Elsewhere, I’ve stumbled on a new photo of myself (below) from the site of Mr Michael Malice, who runs a successful and very amusing site of NYC eavesdroppings.
He is also the subject of a forthcoming graphic novel by Harvey Pekar, of American Splendor fame.
In the photo, I’m posing with Mr Grace from the band My Favorite, at their London gig the other week.
Mr Malice writes “this is quite possibly the gayest photo ever taken.” I think I must have been in an usually silly mood.

I watch Closer, and rather enjoy it. Despite the explicit dialogue, it’s otherwise entirely old-fashioned. Consisting mainly of couples shouting clever but cruel things at each other, it has much in common with the 60s Burton & Taylor film Who’s Afraid Of Virginia Woolf, not least the same director. Although there’s many generously detailed references to sexual acts, there is no nudity, and no sex scenes. The film is about people talking in the hope of sex, people discussing the sex afterwards, and the taking down of clothes to be used in evidence against them. But the only on-screen congress is undertaken via an Internet chat room, and even that’s part of a practical joke on the part of the bored (and fully clothed) Mr Law, pretending online to be female for the unwitting Mr Owen.
The dialogue may be peppered with Grade A swearing, but otherwise the characters speak in theatrical, well-honed sentences that could have come from any British 20th century playwright pre-Pinter. Mr Owen says things like “Oh, the moronic beauty of youth” about little Ms Portman, before promptly requesting her to bend over. It’s George Bernard Shaw does gynaecology.
Though the film is an ensemble piece, Mr Owen steals it effortlessly from the others. I understand he is the only actor to have been in the original stage production, and it really shows. He first appears in the aforementioned Net chat room scene, when the camera pans from his PC screen to his charismatic fingers typing on the keyboard. Before we even see his face, we know instantly the film is all his. A safe pair of hands indeed.

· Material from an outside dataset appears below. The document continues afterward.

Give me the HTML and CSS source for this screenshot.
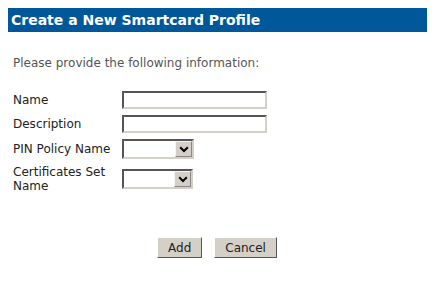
FILE: index.html
```html
<!DOCTYPE html>
<html lang="en">
<head>
  <meta charset="UTF-8" />
  <title>Create a New Smartcard Profile</title>
  <link rel="stylesheet" href="styles.css">
</head>
<body>

  <h1 class="title-bar">Create a New Smartcard Profile</h1>

  <div class="content">
    <p class="intro">Please provide the following information:</p>

    <form id="profileForm" class="profile-form">
      <label for="name">Name</label>
      <input type="text" id="name" class="text-field" />

      <label for="description">Description</label>
      <input type="text" id="description" class="text-field" />

      <label for="pinPolicy">PIN Policy Name</label>
      <div class="select-box wide">
        <span class="select-value"></span>
        <span class="select-arrow">
          <svg width="10" height="7" viewBox="0 0 10 7"><path d="M1.2 1.2 L5 5 L8.8 1.2" fill="none" stroke="#000" stroke-width="2"/></svg>
        </span>
      </div>

      <label for="certSet">Certificates Set Name</label>
      <div class="select-box">
        <span class="select-value"></span>
        <span class="select-arrow">
          <svg width="10" height="7" viewBox="0 0 10 7"><path d="M1.2 1.2 L5 5 L8.8 1.2" fill="none" stroke="#000" stroke-width="2"/></svg>
        </span>
      </div>
    </form>

    <div class="actions">
      <button type="button" class="btn">Add</button>
      <button type="button" class="btn btn-cancel">Cancel</button>
    </div>
  </div>

</body>
</html>
```

FILE: styles.css
```css
body {
  margin: 8px;
  font-family: 'DejaVu Sans', Verdana, sans-serif;
  font-size: 12px;
  color: #222;
  background: #fff;
}
.title-bar {
  margin: 0;
  height: 24px;
  line-height: 24px;
  padding-left: 3px;
  background: #00579a;
  color: #fff;
  font-size: 14px;
  font-weight: bold;
}
.content {
  padding-left: 5px;
}
.intro {
  margin: 23px 0 0;
  color: #555;
  line-height: 16px;
}
.profile-form {
  display: grid;
  grid-template-columns: 109px auto;
  justify-items: start;
  align-items: center;
  row-gap: 6px;
  margin-top: 20px;
}
.profile-form label {
  line-height: 14px;
  width: 100px;
}
.text-field {
  width: 141px;
  height: 14px;
  padding: 0;
  margin: 0;
  border: 2px solid;
  border-color: #555 #d4d0c8 #d4d0c8 #555;
  background: #fff;
  font: inherit;
}
.select-box {
  display: flex;
  width: 67px;
  height: 16px;
  border: 2px solid;
  border-color: #555 #d4d0c8 #d4d0c8 #555;
  background: #fff;
}
.select-box.wide {
  width: 68px;
}
.select-value {
  flex: 1;
}
.select-arrow {
  width: 17px;
  height: 16px;
  background: #d4d0c8;
  border: 1px solid #888;
  border-top-color: #f4f4f4;
  border-left-color: #f4f4f4;
  box-sizing: border-box;
  display: flex;
  align-items: center;
  justify-content: center;
}
.actions {
  display: flex;
  justify-content: center;
  gap: 12px;
  margin-top: 44px;
  padding-right: 6px;
}
.btn {
  font: inherit;
  color: #222;
  background: #d4d0c8;
  height: 21px;
  padding: 0 10px;
  border: 1px solid;
  border-color: #fff #555 #555 #fff;
}
```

I’ve not seen the stage play myself, but I have read the book. There’s a particularly memorable line I was waiting for when watching the movie, only to find it’s been cut. This occurs in the strip club scene, as said by Ms Portman’s character (who appears to have stolen Ms Johannsen’s pink bob wig from Lost In Translation). In the original play, she declares “all men really want is a girl who looks like a boy.” Not so in the movie. Perhaps it was omitted because this argument-starting statement is not really discussed or developed, just thrown out as if to make people sit up in the theatre. Perhaps the writer changed his mind. It makes sense, though, as Ms Portman is not a girl who looks like a boy. She is a girl who looks very much like a little girl. In a bedtime scene with Mr Law, she jumps on the mattress as if she were his pet kitten. And very apt too, as the movie is really about possession and the battles for power in the relationships it depicts. Mr Owen’s marriage is even likened to a dog and its owner by Mr Law. Some pets give the orders to their owners.

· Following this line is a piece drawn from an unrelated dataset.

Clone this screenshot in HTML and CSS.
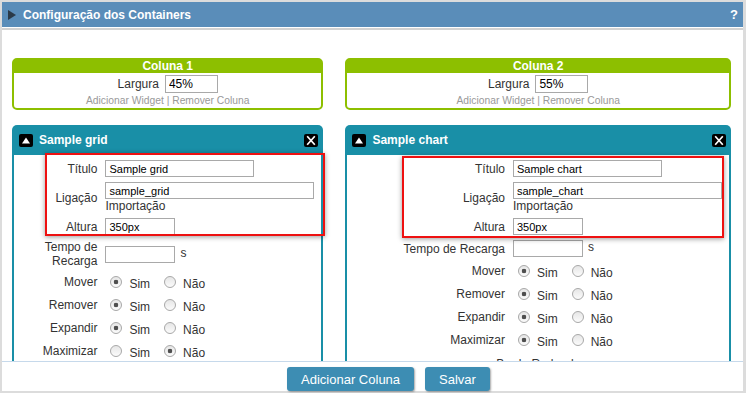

The analogy has been touched upon before in The Good Father, an excellent 80s British film about middle class CND-supporting people being unkind to each other. Its principals are Anthony Hopkins and Jim Broadbent, and though a young Stephen Fry has about two lines in it, it’s a very serious film. To gain custody of their children, the men use the “old boys’ network” against their estranged wives. In their own uneasy phrase – challenging their liberal views – they have to “jerk their leads a bit”.
Both films are engrossing and intelligent looks at anger and emotional damage in relationships. Though perhaps not recommended for watching on a first date.